**AIM:** Copy each line of the data below with the word "this".

**GIVEN DATA:**
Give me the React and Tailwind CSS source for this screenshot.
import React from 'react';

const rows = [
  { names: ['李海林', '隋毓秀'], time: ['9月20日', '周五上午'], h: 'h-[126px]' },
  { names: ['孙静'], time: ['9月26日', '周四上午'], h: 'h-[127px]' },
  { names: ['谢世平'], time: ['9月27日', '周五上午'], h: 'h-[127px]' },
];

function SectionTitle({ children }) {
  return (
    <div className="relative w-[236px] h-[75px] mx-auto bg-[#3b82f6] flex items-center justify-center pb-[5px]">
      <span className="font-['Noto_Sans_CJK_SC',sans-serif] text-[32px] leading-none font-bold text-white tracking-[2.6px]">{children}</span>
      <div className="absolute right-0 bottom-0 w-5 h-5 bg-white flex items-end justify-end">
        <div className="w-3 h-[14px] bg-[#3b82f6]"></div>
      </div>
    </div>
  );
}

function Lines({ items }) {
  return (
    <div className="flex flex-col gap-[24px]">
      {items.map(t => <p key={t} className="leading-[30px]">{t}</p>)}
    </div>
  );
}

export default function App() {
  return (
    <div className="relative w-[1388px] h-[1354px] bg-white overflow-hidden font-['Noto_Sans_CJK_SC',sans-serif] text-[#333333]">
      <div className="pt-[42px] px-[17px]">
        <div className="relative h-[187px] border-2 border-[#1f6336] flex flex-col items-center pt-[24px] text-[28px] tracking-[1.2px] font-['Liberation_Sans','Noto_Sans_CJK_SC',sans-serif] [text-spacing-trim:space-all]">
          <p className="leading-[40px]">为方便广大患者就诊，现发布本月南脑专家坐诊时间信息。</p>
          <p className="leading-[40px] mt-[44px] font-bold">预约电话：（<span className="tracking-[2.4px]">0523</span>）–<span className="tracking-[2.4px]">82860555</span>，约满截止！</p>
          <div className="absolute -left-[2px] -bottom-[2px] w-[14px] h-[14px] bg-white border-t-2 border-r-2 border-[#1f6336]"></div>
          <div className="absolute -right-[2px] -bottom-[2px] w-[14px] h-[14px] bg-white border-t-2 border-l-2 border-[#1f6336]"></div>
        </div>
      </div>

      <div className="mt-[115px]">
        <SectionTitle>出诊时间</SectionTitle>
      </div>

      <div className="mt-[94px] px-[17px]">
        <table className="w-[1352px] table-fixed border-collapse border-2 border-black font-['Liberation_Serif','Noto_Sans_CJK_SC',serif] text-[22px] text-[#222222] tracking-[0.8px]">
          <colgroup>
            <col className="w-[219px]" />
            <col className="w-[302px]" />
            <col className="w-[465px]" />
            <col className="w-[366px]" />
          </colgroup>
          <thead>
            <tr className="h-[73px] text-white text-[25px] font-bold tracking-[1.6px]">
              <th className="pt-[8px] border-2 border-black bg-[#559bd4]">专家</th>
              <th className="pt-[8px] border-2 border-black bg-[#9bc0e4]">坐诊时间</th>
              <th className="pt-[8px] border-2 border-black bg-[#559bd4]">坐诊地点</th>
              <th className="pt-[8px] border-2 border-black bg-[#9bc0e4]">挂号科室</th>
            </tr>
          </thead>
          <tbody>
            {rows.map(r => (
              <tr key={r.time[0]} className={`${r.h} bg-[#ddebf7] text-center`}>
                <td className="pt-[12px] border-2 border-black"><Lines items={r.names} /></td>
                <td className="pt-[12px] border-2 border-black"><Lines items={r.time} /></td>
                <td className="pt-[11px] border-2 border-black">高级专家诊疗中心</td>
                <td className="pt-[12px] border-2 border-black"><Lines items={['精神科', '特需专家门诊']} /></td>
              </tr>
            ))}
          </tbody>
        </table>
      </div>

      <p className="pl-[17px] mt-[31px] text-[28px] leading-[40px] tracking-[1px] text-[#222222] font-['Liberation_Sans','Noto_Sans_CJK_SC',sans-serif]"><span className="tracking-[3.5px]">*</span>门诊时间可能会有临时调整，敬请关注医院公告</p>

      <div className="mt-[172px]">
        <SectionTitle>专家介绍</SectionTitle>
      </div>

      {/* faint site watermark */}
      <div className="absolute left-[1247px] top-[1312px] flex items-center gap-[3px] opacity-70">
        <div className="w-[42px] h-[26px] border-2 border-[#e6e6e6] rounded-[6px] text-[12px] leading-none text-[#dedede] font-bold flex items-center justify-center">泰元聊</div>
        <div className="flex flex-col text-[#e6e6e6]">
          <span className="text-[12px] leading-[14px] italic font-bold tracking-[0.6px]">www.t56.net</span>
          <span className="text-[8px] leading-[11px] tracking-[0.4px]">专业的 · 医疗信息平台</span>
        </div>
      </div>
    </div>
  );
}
==
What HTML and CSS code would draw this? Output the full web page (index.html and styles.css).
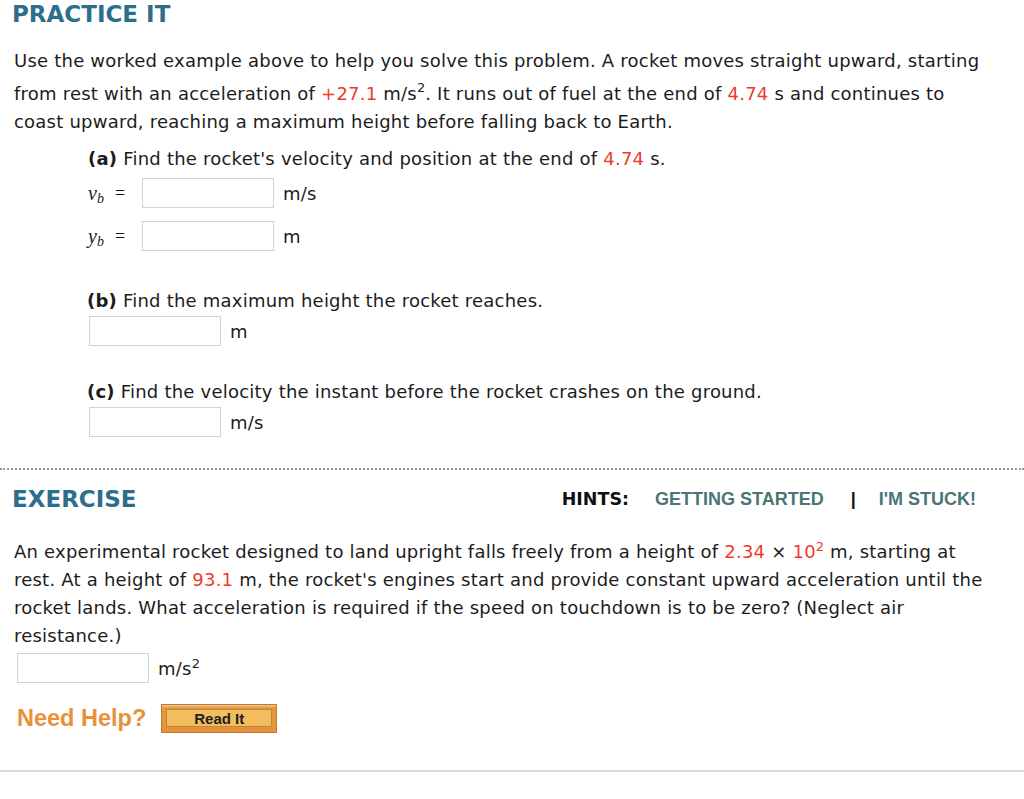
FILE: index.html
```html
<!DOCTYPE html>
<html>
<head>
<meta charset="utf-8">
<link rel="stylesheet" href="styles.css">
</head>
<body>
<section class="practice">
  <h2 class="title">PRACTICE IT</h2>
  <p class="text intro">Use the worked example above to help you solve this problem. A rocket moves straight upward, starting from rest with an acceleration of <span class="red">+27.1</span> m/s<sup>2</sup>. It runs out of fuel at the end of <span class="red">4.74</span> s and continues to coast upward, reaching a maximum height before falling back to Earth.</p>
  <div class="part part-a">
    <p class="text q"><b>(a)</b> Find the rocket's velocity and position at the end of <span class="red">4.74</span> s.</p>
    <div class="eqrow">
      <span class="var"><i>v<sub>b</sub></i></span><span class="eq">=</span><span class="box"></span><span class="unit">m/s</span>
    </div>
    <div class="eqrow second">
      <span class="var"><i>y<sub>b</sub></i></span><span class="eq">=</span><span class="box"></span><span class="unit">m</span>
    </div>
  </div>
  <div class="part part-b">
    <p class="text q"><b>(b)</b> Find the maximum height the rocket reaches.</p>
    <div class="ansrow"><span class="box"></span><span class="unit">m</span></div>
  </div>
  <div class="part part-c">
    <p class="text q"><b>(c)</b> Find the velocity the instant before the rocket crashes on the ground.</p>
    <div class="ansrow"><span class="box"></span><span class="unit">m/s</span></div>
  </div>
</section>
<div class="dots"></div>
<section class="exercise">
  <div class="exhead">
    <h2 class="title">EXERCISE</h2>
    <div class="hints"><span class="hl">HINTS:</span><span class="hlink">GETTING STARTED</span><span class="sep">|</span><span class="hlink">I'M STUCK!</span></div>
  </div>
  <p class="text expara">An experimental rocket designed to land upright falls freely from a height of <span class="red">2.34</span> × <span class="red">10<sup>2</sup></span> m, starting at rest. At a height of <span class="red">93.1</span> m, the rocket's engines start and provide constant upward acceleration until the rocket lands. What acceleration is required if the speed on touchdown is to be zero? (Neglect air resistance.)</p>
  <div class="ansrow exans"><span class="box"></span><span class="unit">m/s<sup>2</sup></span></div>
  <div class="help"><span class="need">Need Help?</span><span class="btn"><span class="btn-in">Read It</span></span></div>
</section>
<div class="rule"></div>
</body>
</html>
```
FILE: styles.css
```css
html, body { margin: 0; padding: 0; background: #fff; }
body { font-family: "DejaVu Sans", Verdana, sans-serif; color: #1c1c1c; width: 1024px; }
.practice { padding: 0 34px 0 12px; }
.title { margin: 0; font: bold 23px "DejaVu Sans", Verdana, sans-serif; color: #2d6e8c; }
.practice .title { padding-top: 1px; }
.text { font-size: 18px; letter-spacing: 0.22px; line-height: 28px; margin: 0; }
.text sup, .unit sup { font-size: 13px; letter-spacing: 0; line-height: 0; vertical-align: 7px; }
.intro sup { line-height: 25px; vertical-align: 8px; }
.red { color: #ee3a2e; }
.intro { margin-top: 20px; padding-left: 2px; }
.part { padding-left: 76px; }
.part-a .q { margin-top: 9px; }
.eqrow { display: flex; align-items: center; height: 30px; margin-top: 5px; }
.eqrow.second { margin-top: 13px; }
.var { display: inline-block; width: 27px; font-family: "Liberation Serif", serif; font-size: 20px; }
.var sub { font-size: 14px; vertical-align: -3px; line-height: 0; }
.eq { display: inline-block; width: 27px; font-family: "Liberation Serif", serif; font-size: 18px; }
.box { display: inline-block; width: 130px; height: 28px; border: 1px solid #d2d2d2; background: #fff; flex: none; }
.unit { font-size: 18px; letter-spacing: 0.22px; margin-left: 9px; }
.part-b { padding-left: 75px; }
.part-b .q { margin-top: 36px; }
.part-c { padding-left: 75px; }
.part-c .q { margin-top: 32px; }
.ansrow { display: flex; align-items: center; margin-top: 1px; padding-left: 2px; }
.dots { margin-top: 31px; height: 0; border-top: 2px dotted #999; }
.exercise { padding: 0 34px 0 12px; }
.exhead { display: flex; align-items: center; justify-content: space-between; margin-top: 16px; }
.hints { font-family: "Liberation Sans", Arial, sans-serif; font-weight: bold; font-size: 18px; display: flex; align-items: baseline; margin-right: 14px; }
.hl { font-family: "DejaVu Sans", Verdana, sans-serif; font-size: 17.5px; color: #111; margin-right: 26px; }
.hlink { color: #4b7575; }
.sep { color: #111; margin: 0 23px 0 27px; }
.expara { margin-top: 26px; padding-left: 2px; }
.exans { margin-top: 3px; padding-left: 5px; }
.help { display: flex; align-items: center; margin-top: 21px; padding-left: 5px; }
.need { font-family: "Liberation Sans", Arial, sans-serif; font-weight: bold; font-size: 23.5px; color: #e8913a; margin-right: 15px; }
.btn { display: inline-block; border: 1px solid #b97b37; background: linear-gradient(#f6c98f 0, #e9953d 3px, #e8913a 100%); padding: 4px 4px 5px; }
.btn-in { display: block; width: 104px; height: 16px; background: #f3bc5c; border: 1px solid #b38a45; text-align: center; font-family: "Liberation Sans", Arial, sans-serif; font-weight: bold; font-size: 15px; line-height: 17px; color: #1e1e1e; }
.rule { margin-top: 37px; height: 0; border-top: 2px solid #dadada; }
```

**RESULT BELOW:**
Give me the React and Tailwind CSS source for this screenshot.
What HTML and CSS code would draw this? Output the full web page (index.html and styles.css).
  <p class="text intro">Use the worked example above to help you solve this problem. A rocket moves straight upward, starting from rest with an acceleration of <span class="red">+27.1</span> m/s<sup>2</sup>. It runs out of fuel at the end of <span class="red">4.74</span> s and continues to coast upward, reaching a maximum height before falling back to Earth.</p>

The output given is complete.